Rows from a dataset of pages and code:
BEGIN
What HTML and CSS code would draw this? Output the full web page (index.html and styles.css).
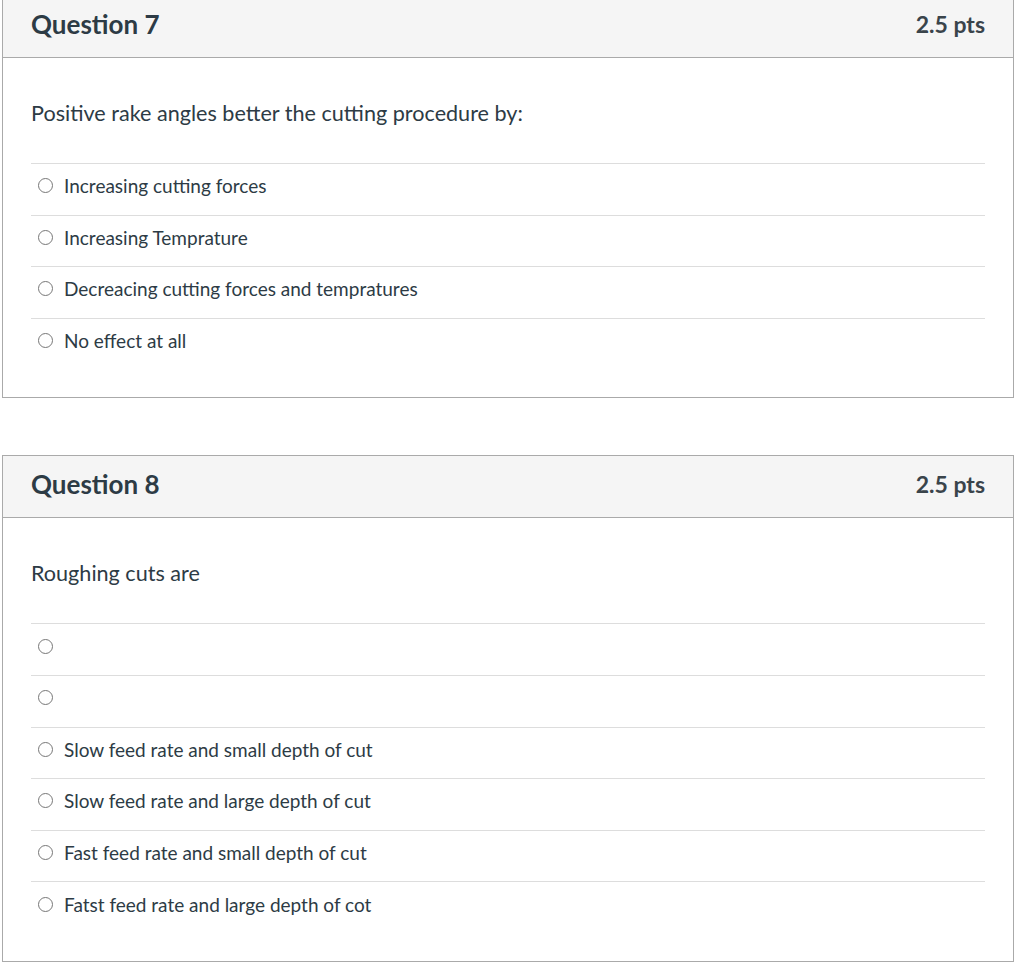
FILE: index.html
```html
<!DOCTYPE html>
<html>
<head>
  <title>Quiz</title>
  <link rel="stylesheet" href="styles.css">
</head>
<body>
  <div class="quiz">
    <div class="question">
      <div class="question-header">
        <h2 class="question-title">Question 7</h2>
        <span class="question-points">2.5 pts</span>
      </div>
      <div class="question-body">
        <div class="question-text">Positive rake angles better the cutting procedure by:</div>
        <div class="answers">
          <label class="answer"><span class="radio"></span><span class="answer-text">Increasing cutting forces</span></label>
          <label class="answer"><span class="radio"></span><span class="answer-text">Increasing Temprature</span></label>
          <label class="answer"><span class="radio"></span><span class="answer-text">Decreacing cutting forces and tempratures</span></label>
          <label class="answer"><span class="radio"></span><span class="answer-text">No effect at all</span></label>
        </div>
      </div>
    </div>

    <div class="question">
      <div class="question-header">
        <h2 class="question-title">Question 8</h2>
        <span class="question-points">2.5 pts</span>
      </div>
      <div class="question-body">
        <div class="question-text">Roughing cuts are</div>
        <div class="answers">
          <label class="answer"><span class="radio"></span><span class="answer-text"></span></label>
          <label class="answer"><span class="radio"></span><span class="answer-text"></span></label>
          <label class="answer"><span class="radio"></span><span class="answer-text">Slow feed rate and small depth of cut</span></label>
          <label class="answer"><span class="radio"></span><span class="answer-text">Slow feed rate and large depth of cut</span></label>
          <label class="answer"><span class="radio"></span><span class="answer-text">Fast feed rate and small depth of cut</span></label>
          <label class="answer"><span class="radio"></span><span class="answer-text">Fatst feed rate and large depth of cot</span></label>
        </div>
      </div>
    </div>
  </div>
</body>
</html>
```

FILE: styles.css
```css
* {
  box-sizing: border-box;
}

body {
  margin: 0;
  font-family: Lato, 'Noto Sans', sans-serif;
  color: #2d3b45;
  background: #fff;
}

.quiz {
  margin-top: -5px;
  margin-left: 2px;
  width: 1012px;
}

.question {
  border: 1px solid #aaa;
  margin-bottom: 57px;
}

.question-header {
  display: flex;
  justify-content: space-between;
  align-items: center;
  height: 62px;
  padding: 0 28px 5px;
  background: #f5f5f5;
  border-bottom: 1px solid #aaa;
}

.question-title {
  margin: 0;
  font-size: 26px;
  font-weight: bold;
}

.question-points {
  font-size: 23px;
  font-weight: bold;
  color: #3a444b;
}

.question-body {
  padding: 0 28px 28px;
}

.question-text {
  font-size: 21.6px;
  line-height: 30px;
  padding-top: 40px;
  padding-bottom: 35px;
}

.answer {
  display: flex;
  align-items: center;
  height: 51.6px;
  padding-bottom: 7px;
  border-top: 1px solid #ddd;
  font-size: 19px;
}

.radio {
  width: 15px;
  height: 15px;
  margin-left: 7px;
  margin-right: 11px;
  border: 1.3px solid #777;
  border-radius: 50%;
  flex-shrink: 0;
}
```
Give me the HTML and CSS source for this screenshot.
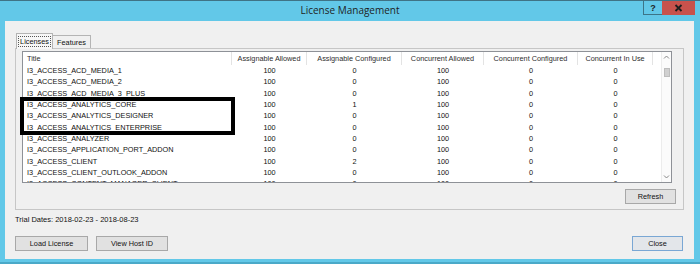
END
■ **STATED TASK**: Tell how many lines of the data above hold the string "styles". Give only the number.

■ **ANSWER TO THIS TASK**: 3